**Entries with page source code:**
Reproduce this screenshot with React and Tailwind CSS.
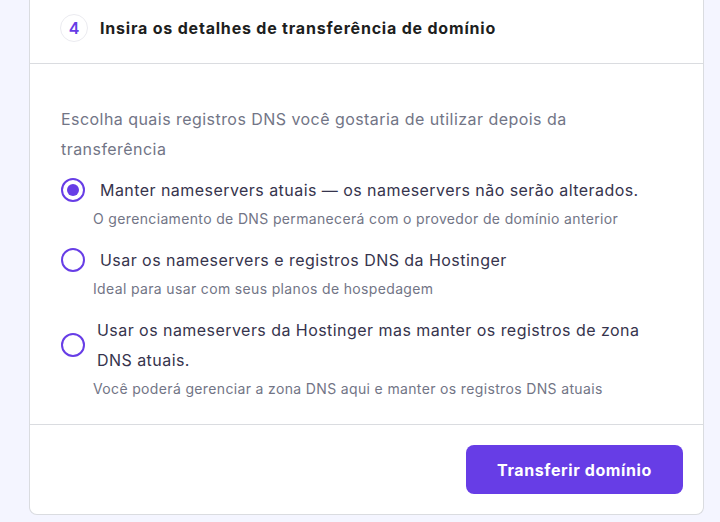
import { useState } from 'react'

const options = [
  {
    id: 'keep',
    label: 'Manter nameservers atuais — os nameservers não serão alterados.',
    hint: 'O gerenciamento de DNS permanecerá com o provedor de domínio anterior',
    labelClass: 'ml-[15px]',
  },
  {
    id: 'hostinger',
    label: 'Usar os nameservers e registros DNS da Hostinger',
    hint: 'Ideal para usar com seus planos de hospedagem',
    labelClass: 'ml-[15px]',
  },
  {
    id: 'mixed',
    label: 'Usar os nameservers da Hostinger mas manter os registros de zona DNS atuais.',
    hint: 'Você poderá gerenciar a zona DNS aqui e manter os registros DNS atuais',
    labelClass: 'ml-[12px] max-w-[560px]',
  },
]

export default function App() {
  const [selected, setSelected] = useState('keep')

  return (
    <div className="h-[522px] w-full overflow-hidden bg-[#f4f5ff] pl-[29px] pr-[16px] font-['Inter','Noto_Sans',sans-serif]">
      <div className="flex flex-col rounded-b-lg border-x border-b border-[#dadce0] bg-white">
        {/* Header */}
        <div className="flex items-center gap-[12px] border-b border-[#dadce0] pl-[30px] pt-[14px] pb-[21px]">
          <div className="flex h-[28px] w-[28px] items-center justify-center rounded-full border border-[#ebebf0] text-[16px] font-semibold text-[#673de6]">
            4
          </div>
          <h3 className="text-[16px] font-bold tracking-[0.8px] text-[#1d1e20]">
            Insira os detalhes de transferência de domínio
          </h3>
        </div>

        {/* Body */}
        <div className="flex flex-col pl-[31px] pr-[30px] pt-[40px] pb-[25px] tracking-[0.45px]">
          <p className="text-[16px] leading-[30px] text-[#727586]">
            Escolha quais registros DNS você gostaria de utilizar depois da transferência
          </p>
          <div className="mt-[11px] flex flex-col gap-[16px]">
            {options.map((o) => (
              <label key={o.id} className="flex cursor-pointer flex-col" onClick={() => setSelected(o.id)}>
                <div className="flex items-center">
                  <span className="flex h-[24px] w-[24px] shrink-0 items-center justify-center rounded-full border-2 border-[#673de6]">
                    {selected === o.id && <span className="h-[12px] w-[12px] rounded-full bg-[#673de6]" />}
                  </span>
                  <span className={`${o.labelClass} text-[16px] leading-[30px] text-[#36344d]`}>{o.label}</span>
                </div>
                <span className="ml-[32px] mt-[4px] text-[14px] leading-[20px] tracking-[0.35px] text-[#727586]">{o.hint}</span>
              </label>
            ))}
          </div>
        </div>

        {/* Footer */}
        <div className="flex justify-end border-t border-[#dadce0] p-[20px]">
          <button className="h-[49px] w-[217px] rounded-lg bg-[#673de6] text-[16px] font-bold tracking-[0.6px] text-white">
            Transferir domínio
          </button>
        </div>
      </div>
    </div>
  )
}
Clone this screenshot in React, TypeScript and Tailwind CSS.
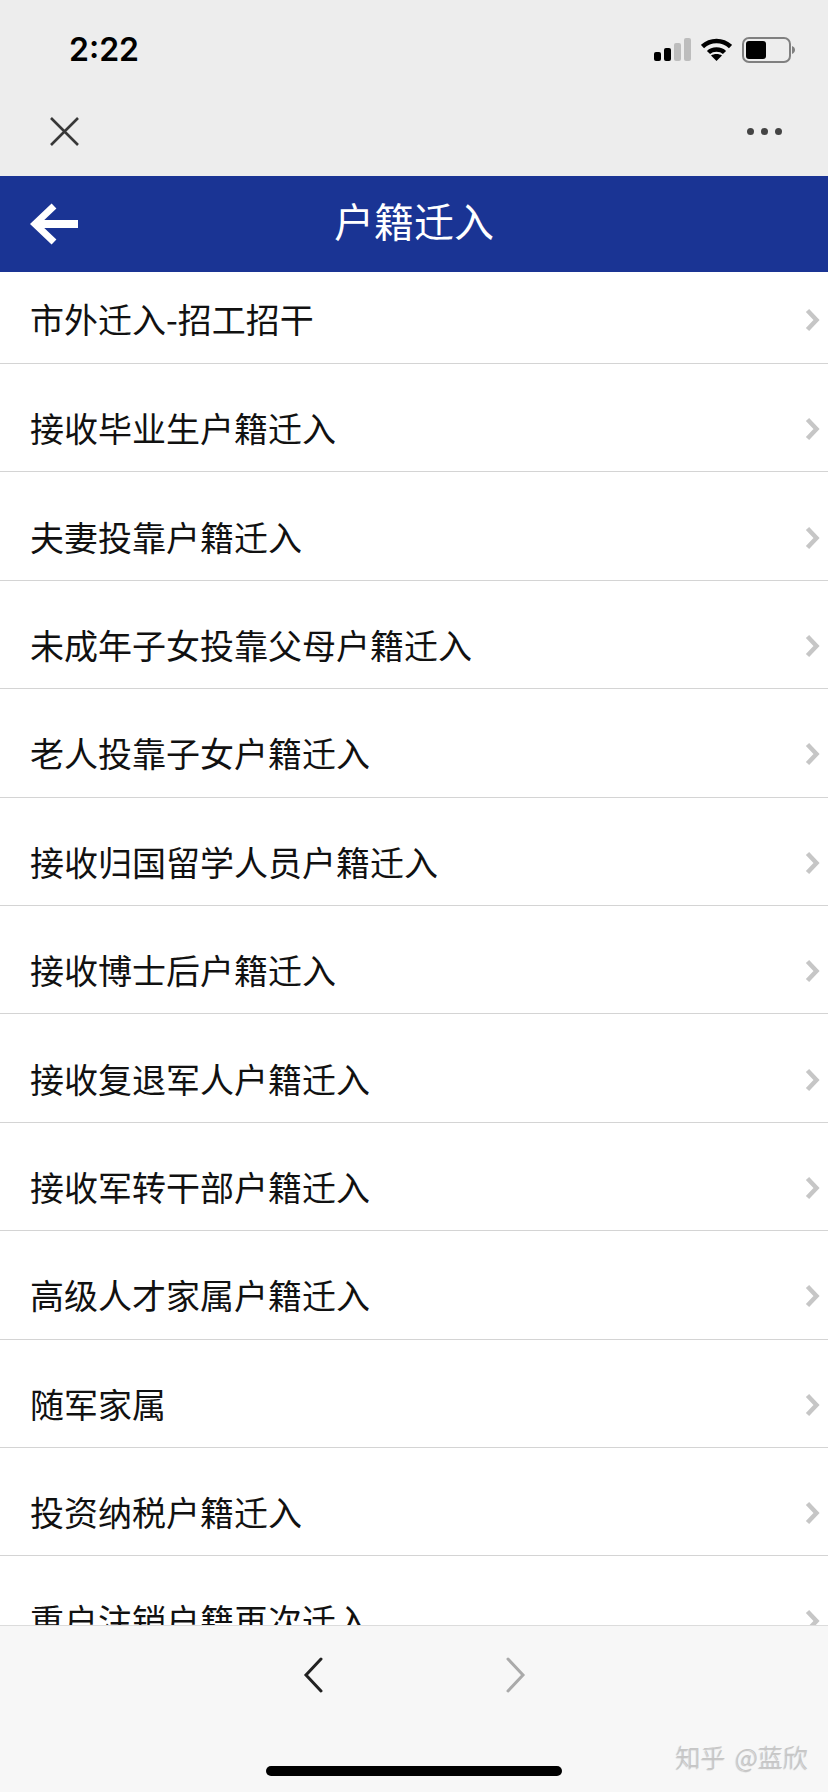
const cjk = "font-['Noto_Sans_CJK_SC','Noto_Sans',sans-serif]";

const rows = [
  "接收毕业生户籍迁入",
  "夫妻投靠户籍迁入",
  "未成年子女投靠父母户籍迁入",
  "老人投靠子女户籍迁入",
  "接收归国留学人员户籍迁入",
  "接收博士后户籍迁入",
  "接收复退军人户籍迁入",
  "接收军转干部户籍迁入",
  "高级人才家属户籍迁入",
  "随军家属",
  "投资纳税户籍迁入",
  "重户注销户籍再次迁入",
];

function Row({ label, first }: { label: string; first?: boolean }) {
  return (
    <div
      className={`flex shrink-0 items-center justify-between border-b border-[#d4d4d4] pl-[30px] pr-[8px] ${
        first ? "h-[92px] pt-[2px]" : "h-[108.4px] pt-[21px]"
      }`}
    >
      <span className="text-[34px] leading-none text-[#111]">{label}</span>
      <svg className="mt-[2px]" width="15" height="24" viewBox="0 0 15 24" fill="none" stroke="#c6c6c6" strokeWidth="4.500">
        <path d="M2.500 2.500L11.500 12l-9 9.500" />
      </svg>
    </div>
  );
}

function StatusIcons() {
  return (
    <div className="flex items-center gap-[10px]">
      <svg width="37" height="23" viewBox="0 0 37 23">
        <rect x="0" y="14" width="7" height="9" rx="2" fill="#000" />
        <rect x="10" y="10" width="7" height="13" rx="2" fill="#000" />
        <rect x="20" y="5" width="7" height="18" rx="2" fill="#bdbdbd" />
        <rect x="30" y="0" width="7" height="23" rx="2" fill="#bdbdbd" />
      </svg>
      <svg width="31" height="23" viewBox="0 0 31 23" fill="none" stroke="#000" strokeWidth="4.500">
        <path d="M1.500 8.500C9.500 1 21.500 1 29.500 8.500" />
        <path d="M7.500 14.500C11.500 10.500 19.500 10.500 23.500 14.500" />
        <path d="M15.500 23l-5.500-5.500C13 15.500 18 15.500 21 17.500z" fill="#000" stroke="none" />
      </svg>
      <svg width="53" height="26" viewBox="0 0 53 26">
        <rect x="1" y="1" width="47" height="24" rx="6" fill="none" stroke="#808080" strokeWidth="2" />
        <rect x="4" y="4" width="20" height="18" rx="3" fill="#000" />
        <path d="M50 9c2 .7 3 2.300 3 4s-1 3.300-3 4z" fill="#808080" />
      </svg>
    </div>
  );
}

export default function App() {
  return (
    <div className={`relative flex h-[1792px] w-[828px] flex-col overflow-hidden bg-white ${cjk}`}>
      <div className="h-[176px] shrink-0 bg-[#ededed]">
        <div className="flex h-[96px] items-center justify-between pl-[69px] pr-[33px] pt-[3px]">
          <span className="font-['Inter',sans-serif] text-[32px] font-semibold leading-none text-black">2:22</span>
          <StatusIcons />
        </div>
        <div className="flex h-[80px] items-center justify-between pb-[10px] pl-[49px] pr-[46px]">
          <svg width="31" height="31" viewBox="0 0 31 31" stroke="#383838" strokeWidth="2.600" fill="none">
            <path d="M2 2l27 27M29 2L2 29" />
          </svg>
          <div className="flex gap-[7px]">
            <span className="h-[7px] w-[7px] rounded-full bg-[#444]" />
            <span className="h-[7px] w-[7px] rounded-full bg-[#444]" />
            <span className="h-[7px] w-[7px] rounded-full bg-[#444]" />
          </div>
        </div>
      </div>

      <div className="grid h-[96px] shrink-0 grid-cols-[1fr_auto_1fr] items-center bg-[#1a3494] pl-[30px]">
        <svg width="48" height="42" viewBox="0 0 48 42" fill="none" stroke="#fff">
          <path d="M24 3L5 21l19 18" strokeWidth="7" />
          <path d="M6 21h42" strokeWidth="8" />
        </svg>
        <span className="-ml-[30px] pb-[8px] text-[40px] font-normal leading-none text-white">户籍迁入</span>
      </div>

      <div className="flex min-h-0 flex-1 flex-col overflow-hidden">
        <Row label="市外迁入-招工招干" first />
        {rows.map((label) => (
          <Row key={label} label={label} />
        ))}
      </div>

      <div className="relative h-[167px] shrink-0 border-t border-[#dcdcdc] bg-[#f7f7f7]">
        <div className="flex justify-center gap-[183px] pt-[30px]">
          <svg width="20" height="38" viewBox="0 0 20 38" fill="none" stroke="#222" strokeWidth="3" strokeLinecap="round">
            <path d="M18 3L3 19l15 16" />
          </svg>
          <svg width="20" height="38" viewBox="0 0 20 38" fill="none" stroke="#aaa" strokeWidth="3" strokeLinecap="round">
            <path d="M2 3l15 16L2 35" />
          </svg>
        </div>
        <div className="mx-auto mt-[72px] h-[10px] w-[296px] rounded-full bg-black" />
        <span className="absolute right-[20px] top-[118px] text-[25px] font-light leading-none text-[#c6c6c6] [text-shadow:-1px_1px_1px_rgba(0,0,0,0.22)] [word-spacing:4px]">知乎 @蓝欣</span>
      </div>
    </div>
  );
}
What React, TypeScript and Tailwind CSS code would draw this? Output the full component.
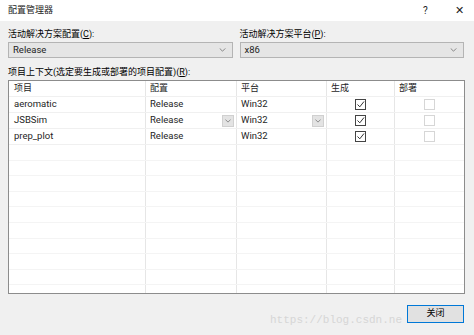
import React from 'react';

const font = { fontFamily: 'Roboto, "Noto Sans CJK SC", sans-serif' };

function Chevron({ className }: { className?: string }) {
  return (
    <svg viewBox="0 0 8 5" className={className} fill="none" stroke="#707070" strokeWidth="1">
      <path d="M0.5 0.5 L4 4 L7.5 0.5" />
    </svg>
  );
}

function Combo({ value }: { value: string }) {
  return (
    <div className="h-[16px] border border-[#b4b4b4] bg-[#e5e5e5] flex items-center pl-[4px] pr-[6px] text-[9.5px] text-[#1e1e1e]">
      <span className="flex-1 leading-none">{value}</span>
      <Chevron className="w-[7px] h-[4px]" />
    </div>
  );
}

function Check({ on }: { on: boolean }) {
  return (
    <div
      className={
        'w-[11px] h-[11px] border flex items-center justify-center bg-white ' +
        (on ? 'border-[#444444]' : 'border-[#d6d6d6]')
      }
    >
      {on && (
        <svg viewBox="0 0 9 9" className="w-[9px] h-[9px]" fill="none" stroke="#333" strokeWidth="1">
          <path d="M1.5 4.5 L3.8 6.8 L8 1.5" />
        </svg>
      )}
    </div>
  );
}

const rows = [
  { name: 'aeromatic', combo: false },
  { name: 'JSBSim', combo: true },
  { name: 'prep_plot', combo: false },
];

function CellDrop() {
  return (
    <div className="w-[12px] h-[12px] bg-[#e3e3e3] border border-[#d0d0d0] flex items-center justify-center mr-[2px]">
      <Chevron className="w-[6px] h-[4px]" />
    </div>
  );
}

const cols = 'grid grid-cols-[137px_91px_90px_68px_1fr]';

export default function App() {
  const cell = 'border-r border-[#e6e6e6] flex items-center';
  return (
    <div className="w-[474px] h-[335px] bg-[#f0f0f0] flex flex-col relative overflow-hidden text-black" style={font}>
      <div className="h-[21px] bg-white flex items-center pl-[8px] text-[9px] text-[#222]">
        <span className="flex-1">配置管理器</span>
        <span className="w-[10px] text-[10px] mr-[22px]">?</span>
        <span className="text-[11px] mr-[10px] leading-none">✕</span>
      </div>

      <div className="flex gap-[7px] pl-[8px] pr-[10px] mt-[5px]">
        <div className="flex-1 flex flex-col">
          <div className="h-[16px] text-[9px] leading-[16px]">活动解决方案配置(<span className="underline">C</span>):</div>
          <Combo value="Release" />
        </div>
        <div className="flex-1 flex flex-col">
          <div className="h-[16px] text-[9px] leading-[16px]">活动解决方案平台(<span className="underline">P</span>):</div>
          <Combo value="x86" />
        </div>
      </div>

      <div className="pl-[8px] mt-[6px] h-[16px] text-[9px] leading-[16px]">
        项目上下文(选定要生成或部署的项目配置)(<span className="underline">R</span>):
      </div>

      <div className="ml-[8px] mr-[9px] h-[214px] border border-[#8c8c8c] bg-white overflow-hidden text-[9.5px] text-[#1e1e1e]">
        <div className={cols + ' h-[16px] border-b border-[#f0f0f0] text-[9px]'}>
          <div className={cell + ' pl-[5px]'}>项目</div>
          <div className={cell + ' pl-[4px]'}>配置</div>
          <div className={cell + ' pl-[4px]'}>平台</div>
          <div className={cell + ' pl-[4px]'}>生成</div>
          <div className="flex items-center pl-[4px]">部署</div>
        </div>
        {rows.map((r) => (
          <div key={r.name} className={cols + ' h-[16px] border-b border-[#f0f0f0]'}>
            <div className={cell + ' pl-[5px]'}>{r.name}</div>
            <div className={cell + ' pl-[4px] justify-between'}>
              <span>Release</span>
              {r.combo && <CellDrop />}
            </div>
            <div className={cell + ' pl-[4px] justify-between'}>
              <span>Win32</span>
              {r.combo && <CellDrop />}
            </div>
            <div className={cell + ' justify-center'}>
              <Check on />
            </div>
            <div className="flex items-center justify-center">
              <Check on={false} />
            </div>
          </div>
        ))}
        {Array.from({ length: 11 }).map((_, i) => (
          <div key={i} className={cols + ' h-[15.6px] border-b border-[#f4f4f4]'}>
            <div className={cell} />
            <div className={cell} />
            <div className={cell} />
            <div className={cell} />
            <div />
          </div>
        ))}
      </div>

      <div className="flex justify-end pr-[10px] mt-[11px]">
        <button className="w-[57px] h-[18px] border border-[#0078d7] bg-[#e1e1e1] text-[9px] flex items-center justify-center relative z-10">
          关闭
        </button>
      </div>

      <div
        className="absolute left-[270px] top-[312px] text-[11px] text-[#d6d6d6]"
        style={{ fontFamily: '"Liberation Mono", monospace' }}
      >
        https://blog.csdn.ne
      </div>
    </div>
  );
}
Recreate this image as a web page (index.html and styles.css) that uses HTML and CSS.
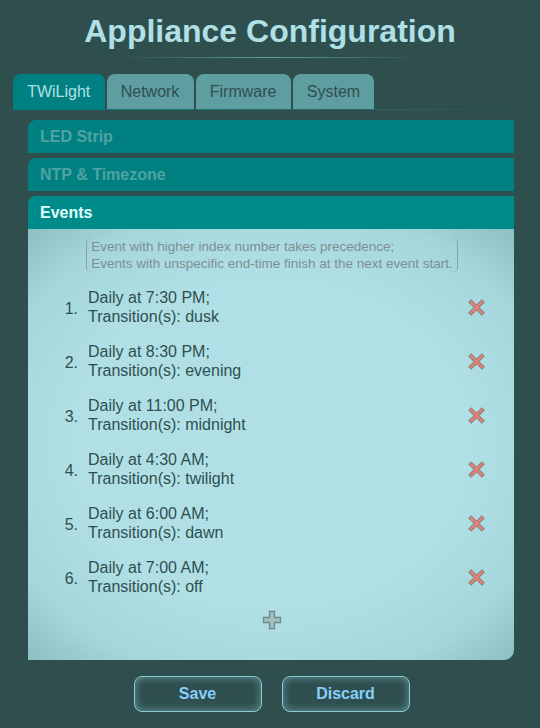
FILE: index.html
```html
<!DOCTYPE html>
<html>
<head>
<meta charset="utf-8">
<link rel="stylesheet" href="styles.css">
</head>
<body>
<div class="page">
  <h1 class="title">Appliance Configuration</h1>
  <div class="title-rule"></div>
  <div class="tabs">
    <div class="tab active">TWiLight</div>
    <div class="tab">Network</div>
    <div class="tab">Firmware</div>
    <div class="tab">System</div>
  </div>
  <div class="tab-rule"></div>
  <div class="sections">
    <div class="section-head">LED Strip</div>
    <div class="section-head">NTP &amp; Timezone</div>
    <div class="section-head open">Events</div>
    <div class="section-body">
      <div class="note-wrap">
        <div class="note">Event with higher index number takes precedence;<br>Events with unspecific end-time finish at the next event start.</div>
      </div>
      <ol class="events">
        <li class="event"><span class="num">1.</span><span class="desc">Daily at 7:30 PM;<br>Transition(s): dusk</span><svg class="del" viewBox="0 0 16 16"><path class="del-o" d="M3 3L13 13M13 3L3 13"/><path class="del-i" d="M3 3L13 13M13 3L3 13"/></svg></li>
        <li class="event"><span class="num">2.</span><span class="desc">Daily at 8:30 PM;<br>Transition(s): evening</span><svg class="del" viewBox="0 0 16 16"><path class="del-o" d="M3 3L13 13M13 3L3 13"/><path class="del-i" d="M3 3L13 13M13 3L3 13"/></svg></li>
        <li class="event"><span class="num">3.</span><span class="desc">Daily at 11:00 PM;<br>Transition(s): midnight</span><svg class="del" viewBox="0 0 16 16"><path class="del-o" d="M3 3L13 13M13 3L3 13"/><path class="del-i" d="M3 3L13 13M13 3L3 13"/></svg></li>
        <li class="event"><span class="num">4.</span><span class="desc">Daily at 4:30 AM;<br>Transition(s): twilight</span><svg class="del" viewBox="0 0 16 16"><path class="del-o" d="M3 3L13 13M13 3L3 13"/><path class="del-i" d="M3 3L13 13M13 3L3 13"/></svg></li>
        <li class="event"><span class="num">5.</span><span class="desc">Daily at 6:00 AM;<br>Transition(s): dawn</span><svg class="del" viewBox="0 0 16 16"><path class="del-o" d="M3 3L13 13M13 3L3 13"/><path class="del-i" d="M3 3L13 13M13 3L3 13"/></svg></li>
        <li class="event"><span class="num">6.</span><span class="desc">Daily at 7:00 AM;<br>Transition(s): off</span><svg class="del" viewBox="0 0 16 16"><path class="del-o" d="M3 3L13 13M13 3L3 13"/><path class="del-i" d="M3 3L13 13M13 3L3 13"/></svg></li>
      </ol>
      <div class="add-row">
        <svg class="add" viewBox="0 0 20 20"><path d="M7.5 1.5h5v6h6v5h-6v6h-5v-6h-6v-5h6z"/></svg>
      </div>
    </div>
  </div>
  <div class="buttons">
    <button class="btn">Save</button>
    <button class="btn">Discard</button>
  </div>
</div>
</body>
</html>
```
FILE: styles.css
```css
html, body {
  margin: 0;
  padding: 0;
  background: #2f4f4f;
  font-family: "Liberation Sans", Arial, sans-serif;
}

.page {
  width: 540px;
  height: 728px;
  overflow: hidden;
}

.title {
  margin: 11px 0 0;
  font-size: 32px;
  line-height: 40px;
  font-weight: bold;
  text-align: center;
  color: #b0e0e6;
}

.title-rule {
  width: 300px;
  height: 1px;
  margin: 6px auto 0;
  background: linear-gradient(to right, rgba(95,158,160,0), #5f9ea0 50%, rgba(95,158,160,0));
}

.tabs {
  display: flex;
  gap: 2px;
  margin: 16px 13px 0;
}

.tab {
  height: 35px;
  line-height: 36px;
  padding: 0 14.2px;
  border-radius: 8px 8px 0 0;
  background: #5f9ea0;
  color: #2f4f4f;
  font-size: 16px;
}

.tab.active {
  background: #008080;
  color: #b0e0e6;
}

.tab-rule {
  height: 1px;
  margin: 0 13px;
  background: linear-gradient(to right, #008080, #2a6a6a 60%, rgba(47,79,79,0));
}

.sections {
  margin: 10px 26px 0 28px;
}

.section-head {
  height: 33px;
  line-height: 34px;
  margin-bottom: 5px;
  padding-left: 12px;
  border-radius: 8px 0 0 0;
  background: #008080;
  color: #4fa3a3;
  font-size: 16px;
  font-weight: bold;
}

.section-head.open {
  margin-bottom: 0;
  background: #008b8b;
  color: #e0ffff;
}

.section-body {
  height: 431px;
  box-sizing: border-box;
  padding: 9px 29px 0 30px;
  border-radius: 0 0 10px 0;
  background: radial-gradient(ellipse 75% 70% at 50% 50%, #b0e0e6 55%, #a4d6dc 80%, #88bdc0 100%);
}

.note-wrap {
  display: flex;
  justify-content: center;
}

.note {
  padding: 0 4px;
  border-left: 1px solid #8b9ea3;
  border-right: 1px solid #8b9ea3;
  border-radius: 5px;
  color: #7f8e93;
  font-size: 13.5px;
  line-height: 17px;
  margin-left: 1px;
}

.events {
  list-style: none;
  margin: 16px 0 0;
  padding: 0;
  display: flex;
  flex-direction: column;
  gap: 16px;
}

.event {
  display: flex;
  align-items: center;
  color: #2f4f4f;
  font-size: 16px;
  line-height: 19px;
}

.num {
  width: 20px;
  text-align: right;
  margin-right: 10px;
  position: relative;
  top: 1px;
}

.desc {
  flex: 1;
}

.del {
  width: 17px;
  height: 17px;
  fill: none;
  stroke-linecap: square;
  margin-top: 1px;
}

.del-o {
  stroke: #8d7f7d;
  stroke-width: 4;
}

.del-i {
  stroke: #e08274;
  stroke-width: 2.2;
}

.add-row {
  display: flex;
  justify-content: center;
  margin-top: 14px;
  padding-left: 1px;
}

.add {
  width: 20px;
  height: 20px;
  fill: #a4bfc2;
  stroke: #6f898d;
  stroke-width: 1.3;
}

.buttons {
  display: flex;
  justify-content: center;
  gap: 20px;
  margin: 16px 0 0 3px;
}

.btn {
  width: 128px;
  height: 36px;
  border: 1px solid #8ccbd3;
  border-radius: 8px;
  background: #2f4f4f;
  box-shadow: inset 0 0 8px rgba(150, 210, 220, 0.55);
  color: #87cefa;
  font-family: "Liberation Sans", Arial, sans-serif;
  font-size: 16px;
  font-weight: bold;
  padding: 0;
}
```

**SHORT EXERCISE:** Reproduce the entries exactly, from the line with "What React, TypeScript" to the line with "const cols = 'grid", both lines included, keeping no pictures.

**RESULT FOR THIS TASK:**
What React, TypeScript and Tailwind CSS code would draw this? Output the full component.
import React from 'react';

const font = { fontFamily: 'Roboto, "Noto Sans CJK SC", sans-serif' };

function Chevron({ className }: { className?: string }) {
  return (
    <svg viewBox="0 0 8 5" className={className} fill="none" stroke="#707070" strokeWidth="1">
      <path d="M0.5 0.5 L4 4 L7.5 0.5" />
    </svg>
  );
}

function Combo({ value }: { value: string }) {
  return (
    <div className="h-[16px] border border-[#b4b4b4] bg-[#e5e5e5] flex items-center pl-[4px] pr-[6px] text-[9.5px] text-[#1e1e1e]">
      <span className="flex-1 leading-none">{value}</span>
      <Chevron className="w-[7px] h-[4px]" />
    </div>
  );
}

function Check({ on }: { on: boolean }) {
  return (
    <div
      className={
        'w-[11px] h-[11px] border flex items-center justify-center bg-white ' +
        (on ? 'border-[#444444]' : 'border-[#d6d6d6]')
      }
    >
      {on && (
        <svg viewBox="0 0 9 9" className="w-[9px] h-[9px]" fill="none" stroke="#333" strokeWidth="1">
          <path d="M1.5 4.5 L3.8 6.8 L8 1.5" />
        </svg>
      )}
    </div>
  );
}

const rows = [
  { name: 'aeromatic', combo: false },
  { name: 'JSBSim', combo: true },
  { name: 'prep_plot', combo: false },
];

function CellDrop() {
  return (
    <div className="w-[12px] h-[12px] bg-[#e3e3e3] border border-[#d0d0d0] flex items-center justify-center mr-[2px]">
      <Chevron className="w-[6px] h-[4px]" />
    </div>
  );
}

const cols = 'grid grid-cols-[137px_91px_90px_68px_1fr]';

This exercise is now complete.